• [What to work on]:
Pictures do not belong in your copy. Repeat all the other data exactly.

• [Data shown]:
# # # # #

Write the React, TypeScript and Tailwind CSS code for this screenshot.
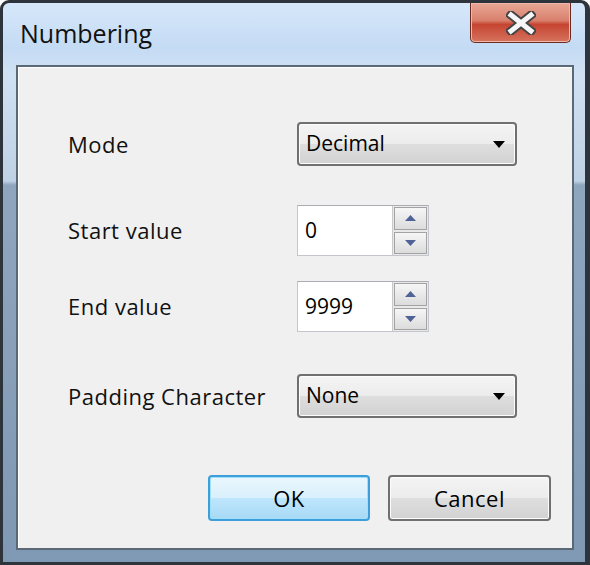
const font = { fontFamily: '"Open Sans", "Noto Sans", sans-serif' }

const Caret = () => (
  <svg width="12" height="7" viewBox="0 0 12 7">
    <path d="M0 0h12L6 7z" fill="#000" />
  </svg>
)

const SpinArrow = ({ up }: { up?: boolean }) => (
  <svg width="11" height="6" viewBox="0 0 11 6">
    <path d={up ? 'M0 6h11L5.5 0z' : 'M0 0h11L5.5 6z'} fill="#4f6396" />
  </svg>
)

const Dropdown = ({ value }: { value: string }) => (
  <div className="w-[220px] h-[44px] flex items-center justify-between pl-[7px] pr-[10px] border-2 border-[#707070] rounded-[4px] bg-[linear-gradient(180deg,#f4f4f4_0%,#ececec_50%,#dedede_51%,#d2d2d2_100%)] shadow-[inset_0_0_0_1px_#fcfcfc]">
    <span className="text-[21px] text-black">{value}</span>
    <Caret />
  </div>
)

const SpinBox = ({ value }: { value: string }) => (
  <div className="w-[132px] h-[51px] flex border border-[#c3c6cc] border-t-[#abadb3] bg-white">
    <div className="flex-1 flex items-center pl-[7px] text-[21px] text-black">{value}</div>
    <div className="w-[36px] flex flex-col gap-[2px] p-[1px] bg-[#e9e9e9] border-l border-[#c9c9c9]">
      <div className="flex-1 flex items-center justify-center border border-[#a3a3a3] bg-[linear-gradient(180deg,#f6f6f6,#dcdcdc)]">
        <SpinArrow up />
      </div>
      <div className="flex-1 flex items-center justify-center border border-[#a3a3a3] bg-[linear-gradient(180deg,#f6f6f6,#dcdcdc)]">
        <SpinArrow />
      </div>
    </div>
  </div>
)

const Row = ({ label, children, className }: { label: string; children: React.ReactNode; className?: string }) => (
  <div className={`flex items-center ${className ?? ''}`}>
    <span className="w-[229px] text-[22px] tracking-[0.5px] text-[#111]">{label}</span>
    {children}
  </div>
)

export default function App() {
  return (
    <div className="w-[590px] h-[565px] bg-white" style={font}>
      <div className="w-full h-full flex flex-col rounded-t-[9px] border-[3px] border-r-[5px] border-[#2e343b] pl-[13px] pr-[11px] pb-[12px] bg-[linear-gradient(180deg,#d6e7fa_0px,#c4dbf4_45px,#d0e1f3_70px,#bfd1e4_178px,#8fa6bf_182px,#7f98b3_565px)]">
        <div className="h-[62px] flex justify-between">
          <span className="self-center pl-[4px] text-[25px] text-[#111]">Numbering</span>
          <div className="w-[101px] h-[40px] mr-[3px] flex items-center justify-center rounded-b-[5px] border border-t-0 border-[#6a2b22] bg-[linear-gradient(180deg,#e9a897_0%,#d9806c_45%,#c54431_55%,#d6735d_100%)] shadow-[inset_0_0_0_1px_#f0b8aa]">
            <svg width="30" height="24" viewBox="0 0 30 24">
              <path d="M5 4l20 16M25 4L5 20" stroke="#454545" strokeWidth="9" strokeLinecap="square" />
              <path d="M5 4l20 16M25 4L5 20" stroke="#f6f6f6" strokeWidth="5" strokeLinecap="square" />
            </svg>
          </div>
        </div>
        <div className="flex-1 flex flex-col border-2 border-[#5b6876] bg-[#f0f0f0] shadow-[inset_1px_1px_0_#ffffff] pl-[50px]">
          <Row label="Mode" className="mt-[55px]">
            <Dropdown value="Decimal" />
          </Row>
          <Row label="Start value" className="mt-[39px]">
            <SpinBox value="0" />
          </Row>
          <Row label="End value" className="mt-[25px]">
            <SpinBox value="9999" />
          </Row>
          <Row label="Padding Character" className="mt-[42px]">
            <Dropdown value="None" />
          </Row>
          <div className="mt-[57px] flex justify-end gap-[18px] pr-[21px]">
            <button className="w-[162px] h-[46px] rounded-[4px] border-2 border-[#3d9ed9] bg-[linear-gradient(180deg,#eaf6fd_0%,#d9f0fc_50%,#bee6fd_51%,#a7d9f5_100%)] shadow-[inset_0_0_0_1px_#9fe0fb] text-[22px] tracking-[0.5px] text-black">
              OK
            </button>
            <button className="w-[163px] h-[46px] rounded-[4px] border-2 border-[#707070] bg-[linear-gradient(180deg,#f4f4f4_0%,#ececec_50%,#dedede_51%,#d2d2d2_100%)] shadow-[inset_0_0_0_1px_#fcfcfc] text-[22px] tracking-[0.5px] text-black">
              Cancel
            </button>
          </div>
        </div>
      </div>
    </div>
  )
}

# # # # #

• [Solution to the exercise]:
Write the React, TypeScript and Tailwind CSS code for this screenshot.
const font = { fontFamily: '"Open Sans", "Noto Sans", sans-serif' }

const Caret = () => (
  <svg width="12" height="7" viewBox="0 0 12 7">
    <path d="M0 0h12L6 7z" fill="#000" />
  </svg>
)

const SpinArrow = ({ up }: { up?: boolean }) => (
  <svg width="11" height="6" viewBox="0 0 11 6">
    <path d={up ? 'M0 6h11L5.5 0z' : 'M0 0h11L5.5 6z'} fill="#4f6396" />
  </svg>
)

const Dropdown = ({ value }: { value: string }) => (
  <div className="w-[220px] h-[44px] flex items-center justify-between pl-[7px] pr-[10px] border-2 border-[#707070] rounded-[4px] bg-[linear-gradient(180deg,#f4f4f4_0%,#ececec_50%,#dedede_51%,#d2d2d2_100%)] shadow-[inset_0_0_0_1px_#fcfcfc]">
    <span className="text-[21px] text-black">{value}</span>
    <Caret />
  </div>
)

const SpinBox = ({ value }: { value: string }) => (
  <div className="w-[132px] h-[51px] flex border border-[#c3c6cc] border-t-[#abadb3] bg-white">
    <div className="flex-1 flex items-center pl-[7px] text-[21px] text-black">{value}</div>
    <div className="w-[36px] flex flex-col gap-[2px] p-[1px] bg-[#e9e9e9] border-l border-[#c9c9c9]">
      <div className="flex-1 flex items-center justify-center border border-[#a3a3a3] bg-[linear-gradient(180deg,#f6f6f6,#dcdcdc)]">
        <SpinArrow up />
      </div>
      <div className="flex-1 flex items-center justify-center border border-[#a3a3a3] bg-[linear-gradient(180deg,#f6f6f6,#dcdcdc)]">
        <SpinArrow />
      </div>
    </div>
  </div>
)

const Row = ({ label, children, className }: { label: string; children: React.ReactNode; className?: string }) => (
  <div className={`flex items-center ${className ?? ''}`}>
    <span className="w-[229px] text-[22px] tracking-[0.5px] text-[#111]">{label}</span>
    {children}
  </div>
)

export default function App() {
  return (
    <div className="w-[590px] h-[565px] bg-white" style={font}>
      <div className="w-full h-full flex flex-col rounded-t-[9px] border-[3px] border-r-[5px] border-[#2e343b] pl-[13px] pr-[11px] pb-[12px] bg-[linear-gradient(180deg,#d6e7fa_0px,#c4dbf4_45px,#d0e1f3_70px,#bfd1e4_178px,#8fa6bf_182px,#7f98b3_565px)]">
        <div className="h-[62px] flex justify-between">
          <span className="self-center pl-[4px] text-[25px] text-[#111]">Numbering</span>
          <div className="w-[101px] h-[40px] mr-[3px] flex items-center justify-center rounded-b-[5px] border border-t-0 border-[#6a2b22] bg-[linear-gradient(180deg,#e9a897_0%,#d9806c_45%,#c54431_55%,#d6735d_100%)] shadow-[inset_0_0_0_1px_#f0b8aa]">
            <svg width="30" height="24" viewBox="0 0 30 24">
              <path d="M5 4l20 16M25 4L5 20" stroke="#454545" strokeWidth="9" strokeLinecap="square" />
              <path d="M5 4l20 16M25 4L5 20" stroke="#f6f6f6" strokeWidth="5" strokeLinecap="square" />
            </svg>
          </div>
        </div>
        <div className="flex-1 flex flex-col border-2 border-[#5b6876] bg-[#f0f0f0] shadow-[inset_1px_1px_0_#ffffff] pl-[50px]">
          <Row label="Mode" className="mt-[55px]">
            <Dropdown value="Decimal" />
          </Row>
          <Row label="Start value" className="mt-[39px]">
            <SpinBox value="0" />
          </Row>
          <Row label="End value" className="mt-[25px]">
            <SpinBox value="9999" />
          </Row>
          <Row label="Padding Character" className="mt-[42px]">
            <Dropdown value="None" />
          </Row>
          <div className="mt-[57px] flex justify-end gap-[18px] pr-[21px]">
            <button className="w-[162px] h-[46px] rounded-[4px] border-2 border-[#3d9ed9] bg-[linear-gradient(180deg,#eaf6fd_0%,#d9f0fc_50%,#bee6fd_51%,#a7d9f5_100%)] shadow-[inset_0_0_0_1px_#9fe0fb] text-[22px] tracking-[0.5px] text-black">
              OK
            </button>
            <button className="w-[163px] h-[46px] rounded-[4px] border-2 border-[#707070] bg-[linear-gradient(180deg,#f4f4f4_0%,#ececec_50%,#dedede_51%,#d2d2d2_100%)] shadow-[inset_0_0_0_1px_#fcfcfc] text-[22px] tracking-[0.5px] text-black">
              Cancel
            </button>
          </div>
        </div>
      </div>
    </div>
  )
}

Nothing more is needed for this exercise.